*EXERCISE INPUT*.
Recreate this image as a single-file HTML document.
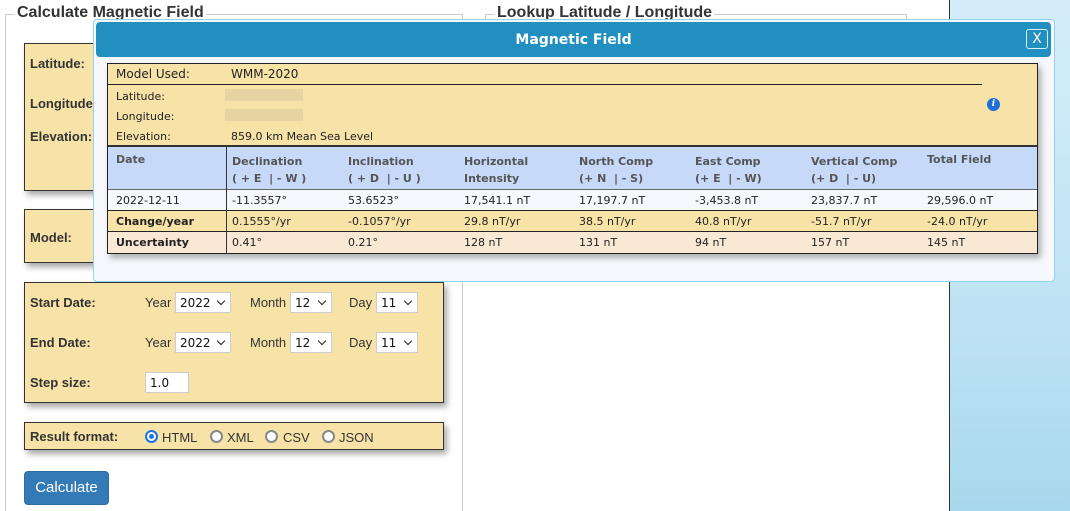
<!DOCTYPE html>
<html style="overflow:hidden;height:511px"><head><style>
*{box-sizing:border-box;margin:0;padding:0}
body{width:1070px;height:511px;overflow:hidden;background:#fff;font-family:"Liberation Sans",Arial,sans-serif;position:relative;color:#333}
.a{position:absolute}
.lg{font-weight:bold;font-size:16px;color:#333;background:#fff;padding:0 2px}
.box{position:absolute;background:#f7e3a7;border:1px solid #333;box-shadow:3px 4px 6px rgba(0,0,0,.35)}
.lb{position:absolute;font-weight:bold;font-size:13px;color:#333}
.t{position:absolute;font-size:13px;color:#333}
.sel{position:absolute;background:#fff;border:1px solid #ccc;height:21px;font-family:"DejaVu Sans",sans-serif;font-size:12px;color:#111;padding:3px 0 0 4px}
.sel.d:after{content:"";position:absolute;right:6px;top:5px;width:5px;height:5px;border-right:1.5px solid #222;border-bottom:1.5px solid #222;transform:rotate(45deg)}
.rad{position:absolute;width:13px;height:13px;border:2px solid #888;border-radius:50%;background:#fff;top:430px}
.m{font-family:"DejaVu Sans",Verdana,sans-serif;font-size:11px;color:#222;position:absolute}
.h{font-weight:bold;color:#555}
</style></head><body>
<div class="a" style="left:950px;top:0;width:120px;height:511px;background:linear-gradient(180deg,#d4eef9,#bfe3f4 60%,#a8d8ee)"></div>
<div class="a" style="left:949px;top:0;width:1px;height:511px;background:#333"></div>
<div class="a" style="left:5px;top:14px;width:458px;height:497px;border:1px solid #ccc;border-bottom:none"></div>
<div class="a lg" style="left:15px;top:4px">Calculate Magnetic Field</div>
<div class="a" style="left:485px;top:14px;width:422px;height:10px;border:1px solid #ccc;border-bottom:none"></div>
<div class="a lg" style="left:495px;top:4px">Lookup Latitude / Longitude</div>

<div class="box" style="left:24px;top:43px;width:420px;height:148px"></div>
<div class="lb" style="left:30px;top:56px">Latitude:</div>
<div class="lb" style="left:30px;top:96px">Longitude:</div>
<div class="lb" style="left:30px;top:129px">Elevation:</div>
<div class="box" style="left:24px;top:209px;width:420px;height:54px"></div>
<div class="lb" style="left:30px;top:230px">Model:</div>

<div class="box" style="left:24px;top:282px;width:420px;height:121px"></div>
<div class="lb" style="left:30px;top:295px">Start Date:</div>
<div class="lb" style="left:30px;top:335px">End Date:</div>
<div class="lb" style="left:30px;top:375px">Step size:</div>
<div class="t" style="left:145px;top:295px">Year</div><div class="sel d" style="left:175px;top:292px;width:56px">2022</div>
<div class="t" style="left:250px;top:295px">Month</div><div class="sel d" style="left:290px;top:292px;width:42px">12</div>
<div class="t" style="left:349px;top:295px">Day</div><div class="sel d" style="left:376px;top:292px;width:42px">11</div>
<div class="t" style="left:145px;top:335px">Year</div><div class="sel d" style="left:175px;top:332px;width:56px">2022</div>
<div class="t" style="left:250px;top:335px">Month</div><div class="sel d" style="left:290px;top:332px;width:42px">12</div>
<div class="t" style="left:349px;top:335px">Day</div><div class="sel d" style="left:376px;top:332px;width:42px">11</div>
<div class="sel" style="left:145px;top:372px;width:44px">1.0</div>
<div class="box" style="left:24px;top:422px;width:420px;height:28px"></div>
<div class="lb" style="left:30px;top:429px">Result format:</div>
<div class="rad" style="left:145px;border-color:#1a73e8"><div style="position:absolute;left:2px;top:2px;width:5px;height:5px;border-radius:50%;background:#1a73e8"></div></div>
<div class="t" style="left:162px;top:430px">HTML</div>
<div class="rad" style="left:210px"></div><div class="t" style="left:227px;top:430px">XML</div>
<div class="rad" style="left:265px"></div><div class="t" style="left:283px;top:430px">CSV</div>
<div class="rad" style="left:322px"></div><div class="t" style="left:339px;top:430px">JSON</div>
<div class="a" style="left:24px;top:471px;width:85px;height:34px;background:#337ab7;border:1px solid #2e6da4;border-radius:4px;color:#fff;font-size:15px;text-align:center;line-height:32px">Calculate</div>

<div class="a" style="left:93px;top:19px;width:962px;height:263px;background:#f7f8fd;border:1px solid #8fd3ee;border-radius:4px"></div>
<div class="a" style="left:96px;top:22px;width:955px;height:35px;background:#2190c0;border-radius:4px;color:#fff;font-family:'DejaVu Sans',Verdana,sans-serif;font-weight:bold;font-size:14px;text-align:center;line-height:36px">Magnetic Field</div>
<div class="a" style="left:1026px;top:29px;width:22px;height:20px;border:1px solid #d8eef8;border-radius:3px;color:#fff;font-family:'DejaVu Sans',sans-serif;font-size:14px;text-align:center;line-height:19px">X</div>

<div class="a" style="left:107px;top:63px;width:931px;height:191px;border:1px solid #222;background:#f7e3a7;box-shadow:3px 4px 6px rgba(0,0,0,.3)"></div>
<div class="a" style="left:108px;top:84px;width:874px;height:1px;background:#222"></div>
<div class="m" style="left:116px;top:67px;font-size:12px">Model Used:</div>
<div class="m" style="left:231px;top:67px;font-size:12px">WMM-2020</div>
<div class="m" style="left:116px;top:90px">Latitude:</div>
<div class="m" style="left:116px;top:110px">Longitude:</div>
<div class="m" style="left:116px;top:130px">Elevation:</div>
<div class="a" style="left:225px;top:89px;width:78px;height:12px;background:#e5d3a2"></div>
<div class="a" style="left:225px;top:109px;width:78px;height:12px;background:#e5d3a2"></div>
<div class="m" style="left:231px;top:130px">859.0 km Mean Sea Level</div>
<div class="a" style="left:987px;top:98px;width:13px;height:13px;border-radius:50%;background:#1e6fd9;color:#fff;font:bold italic 9px 'DejaVu Serif',serif;text-align:center;line-height:13px">i</div>

<div class="a" style="left:108px;top:145px;width:929px;height:45px;background:#c6d9f9;border-top:2px solid #333;border-bottom:1px solid #666"></div>
<div class="a" style="left:108px;top:190px;width:929px;height:20px;background:#f7f8fd"></div>
<div class="a" style="left:108px;top:210px;width:929px;height:22px;background:#f7e3a7;border-top:1px solid #222;border-bottom:1px solid #222"></div>
<div class="a" style="left:108px;top:232px;width:929px;height:21px;background:#f9e8d4"></div>
<div class="a" style="left:226px;top:146px;width:1px;height:107px;background:#333"></div>

<div class="m h" style="left:116px;top:153px">Date</div>
<div class="m h" style="left:232px;top:153px;line-height:17px">Declination<br>( + E &nbsp;| - W )</div>
<div class="m h" style="left:348px;top:153px;line-height:17px">Inclination<br>( + D &nbsp;| - U )</div>
<div class="m h" style="left:464px;top:153px;line-height:17px">Horizontal<br>Intensity</div>
<div class="m h" style="left:579px;top:153px;line-height:17px">North Comp<br>(+ N &nbsp;| - S)</div>
<div class="m h" style="left:695px;top:153px;line-height:17px">East Comp<br>(+ E &nbsp;| - W)</div>
<div class="m h" style="left:811px;top:153px;line-height:17px">Vertical Comp<br>(+ D &nbsp;| - U)</div>
<div class="m h" style="left:927px;top:153px">Total Field</div>

<div class="m" style="left:116px;top:194px">2022-12-11</div>
<div class="m" style="left:232px;top:194px">-11.3557°</div>
<div class="m" style="left:348px;top:194px">53.6523°</div>
<div class="m" style="left:464px;top:194px">17,541.1 nT</div>
<div class="m" style="left:579px;top:194px">17,197.7 nT</div>
<div class="m" style="left:695px;top:194px">-3,453.8 nT</div>
<div class="m" style="left:811px;top:194px">23,837.7 nT</div>
<div class="m" style="left:927px;top:194px">29,596.0 nT</div>

<div class="m" style="left:116px;top:215px;font-weight:bold">Change/year</div>
<div class="m" style="left:232px;top:215px">0.1555°/yr</div>
<div class="m" style="left:348px;top:215px">-0.1057°/yr</div>
<div class="m" style="left:464px;top:215px">29.8 nT/yr</div>
<div class="m" style="left:579px;top:215px">38.5 nT/yr</div>
<div class="m" style="left:695px;top:215px">40.8 nT/yr</div>
<div class="m" style="left:811px;top:215px">-51.7 nT/yr</div>
<div class="m" style="left:927px;top:215px">-24.0 nT/yr</div>

<div class="m" style="left:116px;top:236px;font-weight:bold">Uncertainty</div>
<div class="m" style="left:232px;top:236px">0.41°</div>
<div class="m" style="left:348px;top:236px">0.21°</div>
<div class="m" style="left:464px;top:236px">128 nT</div>
<div class="m" style="left:579px;top:236px">131 nT</div>
<div class="m" style="left:695px;top:236px">94 nT</div>
<div class="m" style="left:811px;top:236px">157 nT</div>
<div class="m" style="left:927px;top:236px">145 nT</div>
</body></html>
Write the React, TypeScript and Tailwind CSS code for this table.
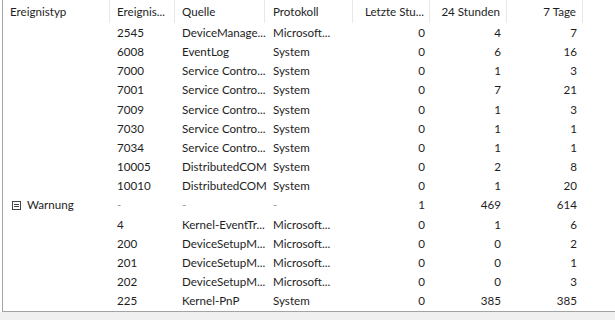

*PROMPT*. Where a line above includes "this", copy that line.

*THE OUTPUT*.
Recreate this image as a single-file HTML document.
Write the React, TypeScript and Tailwind CSS code for this table.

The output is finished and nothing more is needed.